2. The small triangle is formed by the man, the ground, and the line from the top of the man's head to the tip of his shadow. Its height is 6 feet. Its base is the length of the man's shadow.
Since these triangles are similar, the ratio of their corresponding sides is equal.
First, let's find the ratio of their heights:
Ratio of heights = $$\frac{\text{Height of light}}{\text{Height of man}} = \frac{15 \text{ feet}}{6 \text{ feet}} = \frac{5}{2}$$
This means the light is $$ \frac{5}{2} $$ times taller than the man.
Now, let's consider their bases. Let the man's distance from the light be 'man's distance' and the length of his shadow be 'shadow length'.
The base of the large triangle is 'man's distance' + 'shadow length'.
The base of the small triangle is 'shadow length'.
According to the property of similar triangles, the ratio of their bases must be the same as the ratio of their heights:
$$\frac{\text{man's distance} + \text{shadow length}}{\text{shadow length}} = \frac{5}{2}$$

**step4** Determining the Relationship Between Man's Distance and Shadow Length

We use the ratio we found in the previous step to find a relationship between the 'man's distance' and the 'shadow length'.
$$\frac{\text{man's distance} + \text{shadow length}}{\text{shadow length}} = \frac{5}{2}$$
To solve this, we can multiply both sides by $$2 \times \text{shadow length}$$ (this is like cross-multiplication):
$$2 \times (\text{man's distance} + \text{shadow length}) = 5 \times \text{shadow length}$$
Now, distribute the 2 on the left side:
$$2 \times \text{man's distance} + 2 \times \text{shadow length} = 5 \times \text{shadow length}$$
To isolate the 'man's distance' term, subtract $$2 \times \text{shadow length}$$ from both sides:
$$2 \times \text{man's distance} = 5 \times \text{shadow length} - 2 \times \text{shadow length}$$
$$2 \times \text{man's distance} = 3 \times \text{shadow length}$$
This relationship tells us that 2 times the man's distance from the light is equal to 3 times the length of his shadow.
We can also express the shadow length in terms of the man's distance:
$$\text{shadow length} = \frac{2}{3} \times \text{man's distance}$$

Question1.step5 (Calculating the Rate of Change of the Shadow Length (Part b))

We know the man walks at a rate of 5 feet per second.

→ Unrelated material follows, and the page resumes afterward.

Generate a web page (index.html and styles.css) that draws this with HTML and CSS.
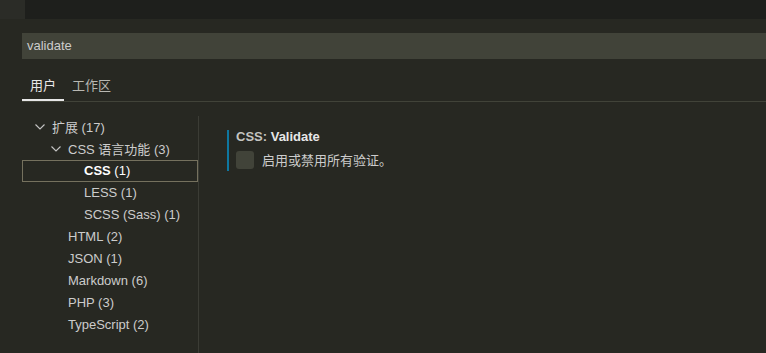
FILE: index.html
```html
<!DOCTYPE html>
<html>
<head>
  <title>Settings</title>
  <link rel="stylesheet" href="styles.css">
</head>
<body>
  <div class="titlebar">
    <div class="titlebar-tab"></div>
  </div>

  <div class="settings">
    <div class="search">validate</div>

    <div class="tabs">
      <div class="tab active">用户</div>
      <div class="tab">工作区</div>
    </div>

    <div class="body">
      <div class="tree">
        <div class="row level-0">
          <span class="twistie"><svg width="10" height="6" viewBox="0 0 10 6"><path d="M0.5 0.5 L5 5 L9.5 0.5" fill="none" stroke="#c5c5c5" stroke-width="1.1"/></svg></span>
          <span class="label">扩展 (17)</span>
        </div>
        <div class="row level-1">
          <span class="twistie"><svg width="10" height="6" viewBox="0 0 10 6"><path d="M0.5 0.5 L5 5 L9.5 0.5" fill="none" stroke="#c5c5c5" stroke-width="1.1"/></svg></span>
          <span class="label">CSS 语言功能 (3)</span>
        </div>
        <div class="row level-2 selected">
          <span class="twistie"></span>
          <span class="label"><b>CSS</b> (1)</span>
        </div>
        <div class="row level-2">
          <span class="twistie"></span>
          <span class="label">LESS (1)</span>
        </div>
        <div class="row level-2">
          <span class="twistie"></span>
          <span class="label">SCSS (Sass) (1)</span>
        </div>
        <div class="row level-1">
          <span class="twistie"></span>
          <span class="label">HTML (2)</span>
        </div>
        <div class="row level-1">
          <span class="twistie"></span>
          <span class="label">JSON (1)</span>
        </div>
        <div class="row level-1">
          <span class="twistie"></span>
          <span class="label">Markdown (6)</span>
        </div>
        <div class="row level-1">
          <span class="twistie"></span>
          <span class="label">PHP (3)</span>
        </div>
        <div class="row level-1">
          <span class="twistie"></span>
          <span class="label">TypeScript (2)</span>
        </div>
      </div>

      <div class="editor">
        <div class="setting">
          <div class="setting-title"><span class="category">CSS: </span>Validate</div>
          <div class="setting-value">
            <span class="checkbox"></span>
            <span class="description">启用或禁用所有验证。</span>
          </div>
        </div>
      </div>
    </div>
  </div>
</body>
</html>
```

FILE: styles.css
```css
body
{
  margin:0;
  background-color:#272822;
  color:#cccccc;
  font-family:"Liberation Sans", "Noto Sans CJK SC", sans-serif;
  font-size:13px;
  height:353px;
  overflow:hidden;
}

.titlebar
{
  height:19px;
  background-color:#1e1f1c;
  display:flex;
}

.titlebar-tab
{
  width:25px;
  background-color:#2b2c27;
}

.settings
{
  padding-left:22px;
}

.search
{
  margin-top:14px;
  height:26px;
  line-height:26px;
  background-color:#414339;
  padding-left:5px;
  color:#cccccc;
}

.tabs
{
  margin-top:13px;
  height:29px;
  display:flex;
  border-bottom:1px solid #414339;
}

.tab
{
  padding:0 8px;
  line-height:27px;
  color:#b8b8b2;
  border-bottom:2px solid transparent;
}

.tab.active
{
  color:#e7e7e7;
  border-bottom-color:#e7e7e7;
}

.body
{
  display:flex;
  height:252px;
}

.tree
{
  width:176px;
  margin-top:14px;
  border-right:1px solid #3b3c35;
}

.row
{
  height:22px;
  box-sizing:border-box;
  display:flex;
  align-items:center;
  border:1px solid transparent;
  padding-bottom:1px;
}

.row.selected
{
  border-color:#75715e;
  color:#ffffff;
}

.level-0 { padding-left:9px; }
.level-1 { padding-left:25px; }
.level-2 { padding-left:41px; }

.twistie
{
  width:16px;
  height:16px;
  display:flex;
  justify-content:center;
  align-items:center;
  margin-right:4px;
}

.label b
{
  font-weight:bold;
}

.editor
{
  flex:1;
  padding-left:28px;
  padding-top:28px;
}

.setting
{
  border-left:2px solid #0e77a0;
  padding-left:7px;
  height:41px;
}

.setting-title
{
  font-weight:bold;
  color:#e7e7e7;
  line-height:14px;
}

.category
{
  color:#c4c4c0;
}

.setting-value
{
  display:flex;
  align-items:center;
  margin-top:6px;
}

.checkbox
{
  width:18px;
  height:18px;
  border-radius:3px;
  background-color:#414339;
  margin-right:8px;
}

.description
{
  color:#cccccc;
}
```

This means his 'man's distance' from the light increases by 5 feet for every second that passes.
Since the 'shadow length' is always $$ \frac{2}{3} $$ times the 'man's distance' (as established in the previous step), if the 'man's distance' increases by 5 feet, the 'shadow length' will increase by $$ \frac{2}{3} $$ of that amount.
So, the rate at which the length of his shadow is changing is:
$$ \frac{2}{3} \times 5 \text{ feet/second} = \frac{10}{3} \text{ feet/second} $$
This is the answer to part (b).

Question1.step6 (Calculating the Rate of Change of the Tip of the Shadow (Part a))

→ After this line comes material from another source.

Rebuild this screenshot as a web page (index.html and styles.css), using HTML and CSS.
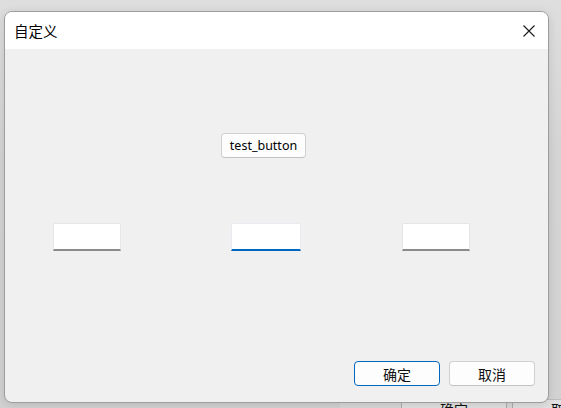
FILE: index.html
```html
<!DOCTYPE html>
<html>
<head>
<meta charset="utf-8">
<link rel="stylesheet" href="styles.css">
</head>
<body>
<div class="desktop">
  <div class="back-window">
    <div class="back-btn">确定</div>
    <div class="back-btn">取消</div>
  </div>
  <div class="dialog">
    <div class="titlebar">
      <span class="title">自定义</span>
      <svg class="close" width="12" height="12" viewBox="0 0 12 12"><path d="M0.5 0.5 L11.5 11.5 M11.5 0.5 L0.5 11.5" stroke="#1a1a1a" stroke-width="1.1" fill="none"/></svg>
    </div>
    <div class="content">
      <div class="test-row"><button class="btn test-btn">test_button</button></div>
      <div class="inputs">
        <input class="field f1" type="text">
        <input class="field f2 focused" type="text">
        <input class="field f3" type="text">
      </div>
      <div class="actions">
        <button class="btn btn-default">确定</button>
        <button class="btn">取消</button>
      </div>
    </div>
  </div>
</div>
</body>
</html>
```
FILE: styles.css
```css
html, body {
  margin: 0;
  padding: 0;
}
body {
  width: 561px;
  height: 408px;
  overflow: hidden;
  background: linear-gradient(#dedede, #d4d4d4 40%, #d2d2d2);
  font-family: "Noto Sans", "Noto Sans CJK SC", sans-serif;
}
.desktop {
  position: relative;
  width: 561px;
  height: 408px;
  overflow: hidden;
  padding-top: 11px;
  padding-left: 4px;
  box-sizing: border-box;
}
.back-window {
  position: absolute;
  left: 340px;
  top: 399px;
  width: 260px;
  height: 30px;
  display: flex;
  gap: 5px;
  padding-left: 61px;
  background: #d8d8d8;
  border-top: 1px solid #bdbdbd;
}
.back-btn {
  width: 104px;
  height: 26px;
  background: #e1e1e1;
  border-left: 1px solid #adadad;
  border-right: 1px solid #adadad;
  font-family: "Noto Sans CJK SC", sans-serif;
  font-size: 14px;
  text-align: center;
  line-height: 18px;
  color: #111;
}
.dialog {
  position: relative;
  width: 545px;
  height: 392px;
  box-sizing: border-box;
  border: 1px solid #9d9d9d;
  border-radius: 8px;
  background: #f0f0f0;
  overflow: hidden;
  box-shadow: 0 2px 10px rgba(0,0,0,0.12);
  display: flex;
  flex-direction: column;
}
.titlebar {
  height: 37px;
  background: #ffffff;
  display: flex;
  align-items: center;
  justify-content: space-between;
  padding-left: 9px;
  padding-right: 13px;
  flex-shrink: 0;
}
.title {
  font-family: "Noto Sans CJK SC", sans-serif;
  font-size: 14.5px;
  color: #000;
  margin-top: -1px;
}
.close {
  display: block;
}
.content {
  flex: 1;
  display: flex;
  flex-direction: column;
  padding-top: 84px;
}
.btn {
  font-family: "Noto Sans CJK SC", sans-serif;
  font-size: 14px;
  color: #111;
  background: #fdfdfd;
  border: 1px solid #d0d0d0;
  border-bottom-color: #c2c2c2;
  border-radius: 4px;
  height: 25px;
  padding: 0;
  box-sizing: border-box;
}
.test-row {
  padding-left: 216px;
}
.test-btn {
  width: 85px;
  font-family: "Noto Sans", sans-serif;
  font-size: 12.5px;
  color: #000;
}
.inputs {
  display: flex;
  margin-top: 65px;
  padding-left: 48px;
}
.field {
  width: 68px;
  height: 28px;
  box-sizing: border-box;
  border: 1px solid #e6e6e6;
  border-bottom: 2px solid #8a8a8a;
  border-radius: 2px 2px 0 0;
  background: #fff;
  padding: 0;
  outline: none;
}
.f2 {
  margin-left: 110px;
  width: 70px;
}
.focused {
  border-color: #e8ecf0;
  border-bottom-color: #0067c0;
}
.f3 {
  margin-left: 101px;
}
.actions {
  margin-top: auto;
  margin-bottom: 16px;
  display: flex;
  justify-content: flex-end;
  gap: 9px;
  padding-right: 13px;
}
.actions .btn {
  width: 86px;
}
.btn-default {
  border: 1px solid #0067c0;
}
```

The tip of the shadow is located at a total distance from the base of the light. This total distance is the sum of the 'man's distance' from the light and the 'shadow length'.
Total distance of shadow tip = man's distance + shadow length
We already found that 'shadow length' = $$ \frac{2}{3} \times \text{man's distance} $$.
Substitute this into the equation for the total distance of the shadow tip:
Total distance of shadow tip = man's distance + $$ \frac{2}{3} \times \text{man's distance} $$
To combine these, think of 'man's distance' as $$ 1 \times \text{man's distance} $$, or $$ \frac{3}{3} \times \text{man's distance} $$.
Total distance of shadow tip = $$ \left(\frac{3}{3} + \frac{2}{3}\right) \times \text{man's distance} $$
Total distance of shadow tip = $$ \frac{5}{3} \times \text{man's distance} $$
This means the total distance of the shadow tip from the light is always $$ \frac{5}{3} $$ times the man's distance from the light.
Since the man's distance from the light increases by 5 feet every second, the total distance of the shadow tip from the light will increase by $$ \frac{5}{3} $$ of that amount.
So, the rate at which the tip of his shadow is moving is:
$$ \frac{5}{3} \times 5 \text{ feet/second} = \frac{25}{3} \text{ feet/second} $$
This is the answer to part (a). The information about the man being 10 feet from the light is not needed to find these constant rates of change.